Special operations personnel growing

Odierno said his focus is on total capability, not just numbers. He said even though the Army is shrinking closer to the size it was on 9/11, it’s going to be a far more capable force than it was a decade ago.

“What I look at is what 490,000 (soldiers) gets me,” he said. “For example, we’re increasing our special operations forces. We’re going to go to a total of 35,000 in the Army. That’s significant growth, and I want to reemphasize the incredible roles and missions that they play and what they’ve been doing for the past 10 years in Iraq, Afghanistan and around the world. We want to continue that. We think that’s the way of the future. And it’s also the relationship that we’ve built between our special operations and our conventional forces. The synchronization and integration that we’ve gained in Iraq and Afghanistan is something that we will now carry forward.”

In the Air Force’s case, it’s giving up fewer personnel, but it is eliminating many existing aircraft from its inventory and delaying the purchase of a new one, the F-35. But Schwartz said he too is comfortable with the cuts to his service.

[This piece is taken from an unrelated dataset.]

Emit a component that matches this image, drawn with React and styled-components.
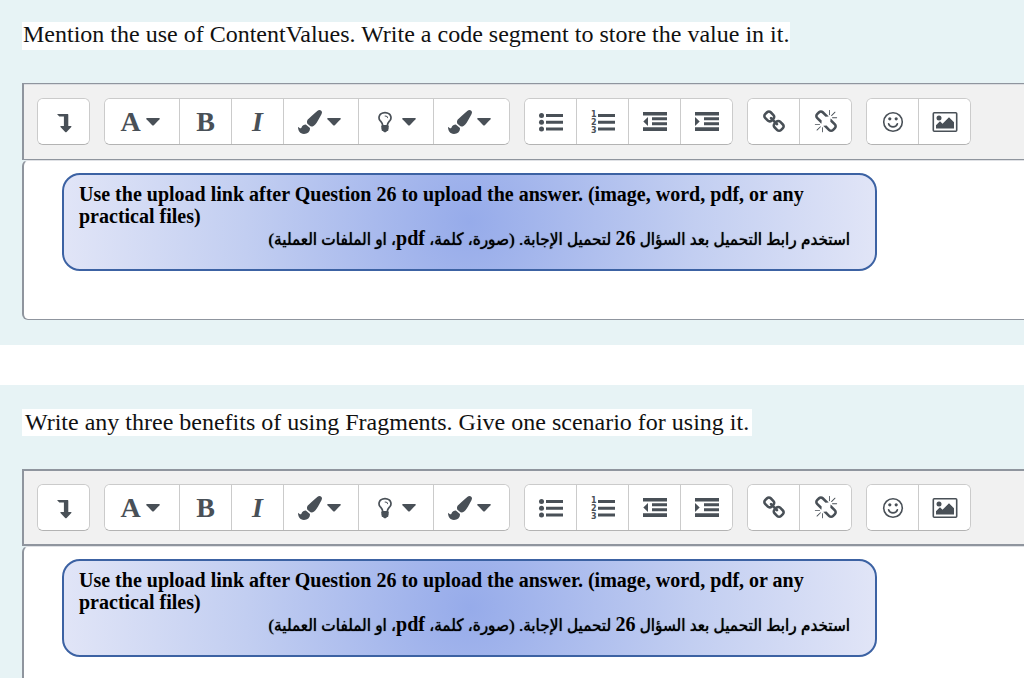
import React from "react";
import styled, { createGlobalStyle } from "styled-components";
import { FaPaintBrush } from "react-icons/fa";

const GlobalStyle = createGlobalStyle`
  * {
    box-sizing: border-box;
  }
  body {
    margin: 0;
    background: #fff;
    overflow-x: hidden;
    font-family: "Liberation Serif", "Times New Roman", serif;
  }
`;

const LevelDown = () => (
  <Svg viewBox="0 0 24 24">
    <path d="M5 4h10.600q.7 0 .7.7v11.300h2.600q1 .2.4 1.100l-4.700 4.900q-.7.6-1.400 0l-4.700-4.900q-.5-.9.4-1.100h3V6.500H7.300z" />
  </Svg>
);

const Caret = () => (
  <CaretSvg viewBox="0 0 14 8">
    <path d="M1 0h12q1.400.2.5 1.300L7.800 7.200q-.8.8-1.600 0L.5 1.300Q-.4.2 1 0z" />
  </CaretSvg>
);

const Lightbulb = () => (
  <Svg viewBox="0 0 1792 1792">
    <path d="M1120 576q0 13-9.5 22.5t-22.5 9.5-22.5-9.5-9.5-22.5q0-46-54-71t-106-25q-13 0-22.5-9.5t-9.5-22.5 9.5-22.5 22.5-9.5q50 0 99.5 16t87 54 37.5 90zm160 0q0-72-34.5-134t-90-101.5-123-62-136.5-22.5-136.5 22.5-123 62-90 101.5-34.5 134q0 101 68 180 10 11 30.5 33t30.5 33q128 153 141 298h228q13-145 141-298 10-11 30.5-33t30.5-33q68-79 68-180zm128 0q0 155-103 268-45 49-74.5 87t-59.5 95.5-34 107.5q47 28 47 82 0 37-25 64 25 27 25 64 0 52-45 81 13 23 13 47 0 46-31.5 71t-77.5 25q-20 44-60 70t-87 26-87-26-60-70q-46 0-77.5-25t-31.5-71q0-24 13-47-45-29-45-81 0-37 25-64-25-27-25-64 0-54 47-82-4-50-34-107.5t-59.5-95.5-74.5-87q-103-113-103-268 0-99 44.5-184.5t117-142 164-89 186.5-32.5 186.5 32.5 164 89 117 142 44.5 184.5z" />
  </Svg>
);

const ListUl = () => (
  <Svg viewBox="0 0 24 24">
    <circle cx="2.500" cy="5.500" r="2.500" />
    <circle cx="2.500" cy="12.300" r="2.500" />
    <circle cx="2.500" cy="19" r="2.500" />
    <path d="M7 4h17v3H7zM7 10.800h17v3H7zM7 17.500h17v3H7z" />
  </Svg>
);

const ListOl = () => (
  <Svg viewBox="0 0 24 24">
    <ListDigit x="0" y="7">1</ListDigit>
    <ListDigit x="0" y="15">2</ListDigit>
    <ListDigit x="0" y="23">3</ListDigit>
    <path d="M7 4h17v3H7zM7 10.800h17v3H7zM7 17.500h17v3H7z" />
  </Svg>
);

const Outdent = () => (
  <Svg viewBox="0 0 24 24">
    <path d="M0 2h24v3.400H0zM9 7.300h15v3H9zM9 12.300h15v3H9zM0 17.300h24v3.700H0zM5 7v9L.3 11.500z" />
  </Svg>
);

const Indent = () => (
  <Svg viewBox="0 0 24 24">
    <path d="M0 2h24v3.400H0zM9 7.300h15v3H9zM9 12.300h15v3H9zM0 17.300h24v3.700H0zM0 7v9l4.700-4.500z" />
  </Svg>
);

const Chain = () => (
  <Svg viewBox="0 0 1792 1792">
    <path d="M1520 1216q0-40-28-68l-208-208q-28-28-68-28-42 0-72 32 3 3 19 18.5t21.5 21.5 15 19 13 25.5 3.500 27.500q0 40-28 68t-68 28q-15 0-27.5-3.5t-25.5-13-19-15-21.5-21.5-18.5-19q-33 31-33 73 0 40 28 68l206 207q27 27 68 27 40 0 68-26l147-146q28-28 28-67zm-703-705q0-40-28-68l-206-207q-28-28-68-28-39 0-68 27l-147 146q-28 28-28 67 0 40 28 68l208 208q27 27 68 27 42 0 72-31-3-3-19-18.5t-21.5-21.5-15-19-13-25.5-3.5-27.5q0-40 28-68t68-28q15 0 27.5 3.5t25.5 13 19 15 21.5 21.5 18.5 19q33-31 33-73zm895 705q0 120-85 203l-147 146q-83 83-203 83-121 0-204-85l-206-207q-83-83-83-203 0-123 88-209l-88-88q-86 88-208 88-120 0-204-84l-208-208q-84-84-84-204t85-203l147-146q83-83 203-83 121 0 204 85l206 207q83 83 83 203 0 123-88 209l88 88q86-88 208-88 120 0 204 84l208 208q84 84 84 204z" />
  </Svg>
);

const ChainBroken = () => (
  <Svg viewBox="0 0 1792 1792">
    <path d="M503 1271l-256 256q-10 9-23 9-12 0-23-9-9-10-9-23t9-23l256-256q10-9 23-9t23 9q9 10 9 23t-9 23zm169 41v320q0 14-9 23t-23 9-23-9-9-23v-320q0-14 9-23t23-9 23 9 9 23zm-224-224q0 14-9 23t-23 9h-320q-14 0-23-9t-9-23 9-23 23-9h320q14 0 23 9t9 23zm1264 128q0 120-85 203l-147 146q-83 83-203 83-121 0-204-85l-334-335q-21-21-42-56l239-18 273 274q28 28 68 27.5t68-27.5l147-146q28-28 28-67 0-40-28-68l-274-275 18-239q35 21 56 42l336 336q84 86 84 204zm-617-724l-239 18-273-274q-28-28-68-28-39 0-68 27l-147 146q-28 28-28 67 0 40 28 68l274 274-18 240q-35-21-56-42l-336-336q-84-86-84-204 0-120 85-203l147-146q83-83 203-83 121 0 204 85l334 335q21 21 42 56zm633 84q0 14-9 23t-23 9h-320q-14 0-23-9t-9-23 9-23 23-9h320q14 0 23 9t9 23zm-544-544v320q0 14-9 23t-23 9-23-9-9-23v-320q0-14 9-23t23-9 23 9 9 23zm407 151l-256 256q-11 9-23 9t-23-9q-9-10-9-23t9-23l256-256q10-9 23-9t23 9q9 10 9 23t-9 23z" />
  </Svg>
);

const Smile = () => (
  <Svg viewBox="0 0 24 24">
    <circle cx="12" cy="12" r="9.300" fill="none" stroke="currentColor" strokeWidth="1.600" />
    <circle cx="8.800" cy="8.800" r="1.600" />
    <circle cx="15.200" cy="8.800" r="1.600" />
    <path
      d="M7.600 13.800c1.400 4.200 7.400 4.200 8.800 0"
      fill="none"
      stroke="currentColor"
      strokeWidth="1.700"
      strokeLinecap="round"
    />
  </Svg>
);

const Picture = () => (
  <Svg viewBox="0 0 26 24" $wide>
    <rect x="1.300" y="2.800" width="23.400" height="18.400" rx="1" fill="none" stroke="currentColor" strokeWidth="1.600" />
    <circle cx="7" cy="8" r="2.500" />
    <path d="M4 18.500v-3.300l4-4 2.500 2.500 6.500-6.500 5 5v6.300z" />
  </Svg>
);

const toolGroups = [
  [{ id: "toggle", label: "Show more buttons", icon: <LevelDown /> }],
  [
    { id: "styles", label: "Paragraph styles", text: "A", menu: true },
    { id: "bold", label: "Bold", text: "B" },
    { id: "italic", label: "Italic", text: "I", italic: true },
    { id: "color", label: "Font colour", icon: <FaPaintBrush />, menu: true },
    { id: "hint", label: "Hints", icon: <Lightbulb />, menu: true },
    { id: "background", label: "Background colour", icon: <FaPaintBrush />, menu: true },
  ],
  [
    { id: "ul", label: "Unordered list", icon: <ListUl /> },
    { id: "ol", label: "Ordered list", icon: <ListOl /> },
    { id: "outdent", label: "Outdent", icon: <Outdent /> },
    { id: "indent", label: "Indent", icon: <Indent /> },
  ],
  [
    { id: "link", label: "Link", icon: <Chain /> },
    { id: "unlink", label: "Unlink", icon: <ChainBroken /> },
  ],
  [
    { id: "emoji", label: "Emoji picker", icon: <Smile /> },
    { id: "image", label: "Insert image", icon: <Picture /> },
  ],
];

const questions = [
  {
    id: 1,
    text: "Mention the use of ContentValues. Write a code segment to store the value in it.",
  },
  {
    id: 2,
    text: "Write any three benefits of using Fragments. Give one scenario for using it.",
    heavy: true,
  },
];

const Toolbar = ({ heavy }) => (
  <ToolbarWrapper role="toolbar" $heavy={heavy}>
    {toolGroups.map((group) => (
      <ToolGroup key={group[0].id}>
        {group.map((tool) => {
          const { id, label, icon, text, italic, menu } = tool;
          return (
            <ToolButton key={id} type="button" aria-label={label} $menu={menu}>
              {icon || <Letter $italic={italic}>{text}</Letter>}
              {menu && <Caret />}
            </ToolButton>
          );
        })}
      </ToolGroup>
    ))}
  </ToolbarWrapper>
);

const Notice = () => (
  <NoticeBox>
    <p>
      Use the upload link after Question 26 to upload the answer. (image, word,
      pdf, or any practical files)
    </p>
    <ArabicText dir="rtl" lang="ar">
      استخدم رابط التحميل بعد السؤال <Latin>26</Latin> لتحميل الإجابة. (صورة،
      كلمة، <Latin>pdf</Latin>، او الملفات العملية)
    </ArabicText>
  </NoticeBox>
);

const App = () => {
  return (
    <>
      <GlobalStyle />
      <Page>
        {questions.map((question) => {
          const { id, text, heavy } = question;
          return (
            <Question key={id}>
              <QuestionText $heavy={heavy}>{text}</QuestionText>
              <Toolbar heavy={heavy} />
              <Editor>
                <Notice />
              </Editor>
            </Question>
          );
        })}
      </Page>
    </>
  );
};

const Page = styled.main`
  display: flex;
  flex-direction: column;
  gap: 40px;
  height: 100vh;
  overflow: hidden;
`;

const Question = styled.section`
  flex-shrink: 0;
  padding: 22px 0 25px 22px;
  background: #e7f3f5;
`;

const QuestionText = styled.h2`
  width: fit-content;
  margin: ${({ $heavy }) => ($heavy ? "2px 0 33px" : "0 0 33px")};
  padding: ${({ $heavy }) => ($heavy ? "1px 3px 2px" : "0 1px 4px")};
  background: #fff;
  color: #111;
  font-size: 24px;
  font-weight: normal;
  line-height: 24px;
`;

const ToolbarWrapper = styled.div`
  display: flex;
  gap: 14px;
  padding: 13px;
  background: #f1f1f1;
  border: solid #8f959e;
  border-width: 2px 0 2px 2px;
  ${({ $heavy }) =>
    !$heavy &&
    `
    padding: 14px 13px;
    border-width: 1px 0 1px 2px;
    box-shadow: inset 0 1px #dcdde1;
  `}
`;

const ToolGroup = styled.div`
  display: flex;
  flex-shrink: 0;
  border: 1px solid #cbcbcb;
  border-bottom-color: #b3b3b3;
  border-radius: 6px;
  background: #fff;
  overflow: hidden;
`;

const ToolButton = styled.button`
  display: flex;
  align-items: center;
  justify-content: center;
  gap: 5px;
  width: ${({ $menu }) => ($menu ? "75px" : "52px")};
  height: 45px;
  padding: ${({ $menu }) => ($menu ? "0 4px 0 0" : "0")};
  border: 0;
  border-right: 1px solid #cbcbcb;
  background: #fff;
  color: #495057;
  font-size: 24px;
  cursor: pointer;
  &:last-child {
    width: ${({ $menu }) => ($menu ? "75px" : "51px")};
    border-right: 0;
  }
`;

const Svg = styled.svg`
  width: ${({ $wide }) => ($wide ? "26px" : "24px")};
  height: 24px;
  fill: currentColor;
  overflow: visible;
`;

const CaretSvg = styled.svg`
  width: 14px;
  height: 8px;
  fill: currentColor;
`;

const ListDigit = styled.text`
  font-family: "DejaVu Sans", sans-serif;
  font-size: 8px;
  font-weight: bold;
`;

const Letter = styled.span`
  font-family: "Liberation Serif", serif;
  font-size: 28px;
  font-weight: bold;
  font-style: ${({ $italic }) => ($italic ? "italic" : "normal")};
  line-height: 32px;
`;

const Editor = styled.div`
  min-height: 160px;
  padding: 12px 38px;
  background: #fff;
  border: solid #8f959e;
  border-width: 1px 0 1px 2px;
  border-top-color: #dfe1e5;
  border-radius: 6px 0 0 6px;
`;

const NoticeBox = styled.div`
  max-width: 815px;
  min-height: 98px;
  padding: 8px 25px 18px 15px;
  border: 2px solid #3c62a3;
  border-radius: 18px;
  background: radial-gradient(circle at center, #96abea, #c2cef1 55%, #e1e5f7);
  color: #000;
  font-size: 20px;
  font-weight: bold;
  line-height: 22px;
  p {
    margin: 0;
  }
`;

const ArabicText = styled.p`
  font-family: "Liberation Serif", "DejaVu Sans Condensed", "DejaVu Sans", serif;
  font-size: 17px;
  font-weight: normal;
  text-shadow: 0 0 1px #000;
`;

const Latin = styled.span`
  font-size: 20px;
  font-weight: bold;
  text-shadow: none;
`;

export default App;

“We will be a smaller, but superb force that maintains our agility, our flexibility and readiness to engage a full range of contingencies and threats,” he said. “Throughout this evolution, we remain and shall remain committed to our ongoing responsibilities to provide globally postured, regionally tailorable full-spectrum air power, from nuclear deterrence to air, space and cyber operations, counterterrorism and global intelligence, surveillance and reconnaissance.”

And in at least a couple of those categories, spending will grow. The DoD strategy calls for increased spending on both ISR and cyber.